7) Discovery & Skayde (tecnicos) vs Gigolo Americano & ?? (rudos) – the program mentioned the previous partnership of Discovery and Skayde, and they did a bit before the they came out talking about how those two got started as the Power Raiders. I think I might have been the only person there who knew who the Power Raiders were, but it was a nice touch. Skayde was wearing his mask and his NWA Mexico title. Gigolo came out wearing his mask too, but unmasked and introduced his surprise partner….KID FUNEBRE! This was the greatest thing ever. Gigolo and the nine (???) year old pose and yell to the tecnicos about how they’re going to beat them. Tecnicos are facing away from the enterance, so I’m expecting the real mystery partner to run out and attack them from behind. I’m wrong. Skayde attacks Discovery, he’s Gigolo’s partner.

7a) Discovery & ??? (tecnicos) vs Gigolo Americano & Skayde (rudos, w/Kid Funebre) – I found Arena Xalapa’s facebook this past week. I always love finding promotion’s facebook accounts, because it always gives me lineups (and sometimes even results) more reliably than newspapers. It’s almost enough to get me to join Facebook. Anyway, going thru their lineups for the last few months, I noticed Skayde had actually been working rudo in Xalapa, a bit of a surprise. I guess I should’ve seen this turn coming! Gigolo & Skayde beat up Discovery on his own for quite a while. A Masked Tecnico eventually ran out to be Discovery’s partner, but it was someone I didn’t know and someone who’s name was never (audibly?) said, so I still have no idea who it was. The kid did not have a great night, looking nervous or confident on some spots, and out of position or late for others. It dragged the match down, which was obviously much more of a brawl than the llave classic match of Discovery & Skayde on the same side. Rudos eventually beat Discovery with an unseen foul and a frog splash. Destructo Alfa & Funebre returned to help beat up the tecnicos post match, and Gigolo and Discovery set up a Alfa/Funebre/Gigolo vs Discovery/Masked Tecnico/TBA (Sutra? he was out at the end, though not just for this) match for this Friday.

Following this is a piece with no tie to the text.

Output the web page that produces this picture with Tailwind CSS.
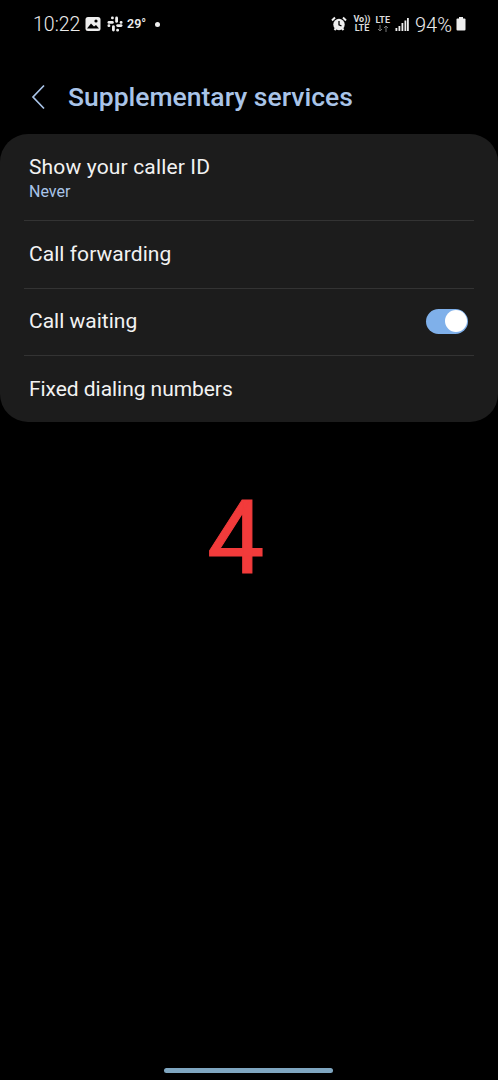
<!DOCTYPE html>
<html lang="en">
<head>
  <meta charset="UTF-8">
  <meta name="viewport" content="width=device-width, initial-scale=1.0">
  <title>Supplementary services</title>
  <script src="https://cdn.jsdelivr.net/npm/@tailwindcss/browser@4"></script>
</head>
<body class="bg-black text-white font-['Roboto',sans-serif]">
<div class="flex flex-col h-[1080px] w-[498px] overflow-hidden">

  <!-- status bar -->
  <div class="flex items-center h-[48px] pl-[33px] pr-[32px] text-[#ececec]">
    <span class="text-[19.5px] font-light w-[47px] mt-[1px]">10:22</span>
    <svg class="ml-[5px]" width="16" height="16" viewBox="0 0 16 16"><rect x="0.5" y="1" width="15" height="14" rx="2.5" fill="#eee"/><circle cx="11" cy="5" r="1.6" fill="#000"/><path d="M2 12.5 L6 7.5 L9 10.5 L11 9 L14 12.5 Z" fill="#000"/></svg>
    <svg class="ml-[6px]" width="16" height="16" viewBox="0 0 16 16" fill="#eee"><rect x="0.5" y="5" width="6.3" height="2.8" rx="1.4"/><rect x="4" y="0.5" width="2.8" height="2.8" rx="1.2"/><rect x="8.2" y="0.5" width="2.8" height="6.3" rx="1.4"/><rect x="12.7" y="5" width="2.8" height="2.8" rx="1.2"/><rect x="9.2" y="8.2" width="6.3" height="2.8" rx="1.4"/><rect x="9.2" y="12.7" width="2.8" height="2.8" rx="1.2"/><rect x="5" y="9.2" width="2.8" height="6.3" rx="1.4"/><rect x="0.5" y="8.2" width="2.8" height="2.8" rx="1.2"/></svg>
    <span class="ml-[4px] text-[12.5px] font-semibold">29°</span>
    <span class="ml-[9px] w-[5px] h-[5px] rounded-full bg-[#eee]"></span>

    <div class="ml-auto flex items-center">
      <svg width="16" height="16" viewBox="0 0 16 16"><path d="M1 4.5 L4 1.5 M15 4.5 L12 1.5 M3.5 14 L4.8 12.5 M12.5 14 L11.2 12.5" stroke="#eee" stroke-width="2" fill="none"/><circle cx="8" cy="8.5" r="5.7" fill="#eee"/><path d="M8 5 V8.8 L10.5 10" stroke="#000" stroke-width="1.3" fill="none"/></svg>
      <div class="ml-[6px] flex flex-col items-center text-[9px] leading-[9px] font-bold text-[#dcdcdc]">
        <span>Vo))</span><span>LTE</span>
      </div>
      <div class="ml-[5px] flex flex-col items-center">
        <span class="text-[9px] leading-[9px] font-bold text-[#dcdcdc]">LTE</span>
        <svg width="12" height="7" viewBox="0 0 12 7"><path d="M3 0 V6 M1 4 L3 6 L5 4" stroke="#777" fill="none"/><path d="M9 7 V1 M7 3 L9 1 L11 3" stroke="#777" fill="none"/></svg>
      </div>
      <svg class="ml-[5px]" width="14" height="14" viewBox="0 0 14 14" fill="#eee"><rect x="0.5" y="11" width="1.8" height="3"/><rect x="3.5" y="9" width="1.8" height="5"/><rect x="6.5" y="6" width="1.8" height="8"/><rect x="9.5" y="3.5" width="1.8" height="10.5"/><rect x="12" y="1" width="1.8" height="13"/></svg>
      <span class="ml-[6px] text-[20px] font-light mt-[1px]">94%</span>
      <svg class="ml-[4px]" width="10" height="14" viewBox="0 0 10 14" fill="#eee"><rect x="3" y="0" width="4" height="2"/><rect x="0.5" y="1.5" width="9" height="12" rx="1"/></svg>
    </div>
  </div>

  <!-- header -->
  <div class="flex items-center h-[86px] pl-[30px] pt-[12px]">
    <svg width="16" height="26" viewBox="0 0 16 26" fill="none"><path d="M14 1.5 L3 13 L14 24.5" stroke="#a9c4e8" stroke-width="1.7"/></svg>
    <h1 class="ml-[22px] text-[26.5px] font-medium text-[#a9c4e8]">Supplementary services</h1>
  </div>

  <!-- settings card -->
  <div class="bg-[#1c1c1c] rounded-[28px] px-[24px]">
    <div class="h-[87px] pl-[5px] pt-[20px] border-b border-[#333]">
      <p class="text-[21px] leading-[26px] tracking-[0.15px] text-[#f2f2f2]">Show your caller ID</p>
      <p class="text-[16px] leading-[24px] text-[#a9c4e8]">Never</p>
    </div>
    <div class="h-[68px] pl-[5px] flex items-center border-b border-[#333]">
      <p class="text-[21px] tracking-[0.05px] text-[#f2f2f2]">Call forwarding</p>
    </div>
    <div class="h-[67px] pl-[5px] flex items-center justify-between border-b border-[#333]">
      <p class="text-[21px] text-[#f2f2f2]">Call waiting</p>
      <div class="flex items-center justify-end w-[42px] h-[25px] mr-[6px] mb-[2px] px-[1px] rounded-full bg-[#7fb0ea]">
        <span class="w-[22px] h-[22px] rounded-full bg-white"></span>
      </div>
    </div>
    <div class="h-[66px] pl-[5px] pt-[1px] flex items-center">
      <p class="text-[21px] tracking-[-0.05px] text-[#f2f2f2]">Fixed dialing numbers</p>
    </div>
  </div>

  <!-- big number -->
  <div class="mt-[56px] pl-[207px] h-[120px] text-[102px] leading-[120px] font-normal text-[#f23b3b] [-webkit-text-stroke:1px_#f23b3b]">4</div>

  <!-- home indicator -->
  <div class="mt-auto mb-[7px] ml-[164px] w-[169px] h-[5px] rounded-full bg-[#7fa6c0]"></div>
</div>
</body>
</html>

8) Apacalypto & Justified (tecnicos) b Gabiel Herrera & Doug Simmons (rudos) – the last match was listed as the main event, and this match was listed as the Showcase match. I don’t know, this one came last. If you recall back a month or so ago, I linked to a Chicago Tribune article about Apacalypto; he’s an over 50 year old man just starting out in lucha who also happens to be a major funding source for this group. His partner Justified (cowboy gimmick, not as cool as the show) was mentioned as having only three matches (a lot more time spent in the gym), but had a significant rooting section. (There also seemed to be wrestlers, trying to hide in the bleachers, cheering very loudly for the tecnicos here.) This is exactly the kind of match you’d think it would be – fantasy camp we could pay to watch, more or less. Herrera & Simmons did strong work making the tecnicos look impressive, selling a lot of stuff huge. Match felt way too long – show was already 2h45m by the time this started, and fans (and occasionally Kid wrestlers) were checking out before this one finished. Tecnicos beat up on the rudos for quite a while before Justified was trapped for a while. Appacalypto got the hot tag, of course. Match came down to Simmons and Apacalypto. Apacalypto put on his special glove for his chokeslam and tried to start his own fan chant for the chokeslam, but Simmons bopped him with a roll of pennies. Pennies went flying everywhere but the referee – who worked all the matches, and must’ve been too tired to notice – counted three anyway.

(Sutra had not so subtly passed the roll of pennies to the referee in between matches, and the referee passed it to Simmons. Both of them took multiple looks at the item they were secretly passing, as if they were a guy in his first poker game who just got dealt two aces and needed to keep checking that they were really aces. I will hire none of you to be my secret agents! Though I couldn’t tell exactly what they were passing.)

An EMT rushed in the ring to check on Apacalypto, who appeared to be dead from this deadly maneuver. Meanwhile, promoter Carlos got the microphone, declared he saw the loaded punch and the match could not end that way. He ordered the match restarted, despite Apacalypto having seemingly passed on to the next plane of existence. The EMT was still checking on him when they rang the bell (or played the MP3 file of a bell), which really seemed kind of cruel of Carlos.

8a) It turned out okay, because Apacalypto recovered, chokeslammed Simmons, and won the match. HOORAY. This was definitely a match that happened.

The first half of this show was better than the second half of the show, and my attention and patience wanes as things go over the three hour mark – this may be a problem with the CHIKARA/ROH doubleheader, now that I think about it – but I definitely got my $5 worth. There were some solid/good indy matches here. I may go to Friday’s Elmhurst show – it won’t have Skayde, but maybe it’ll have some of these other guys.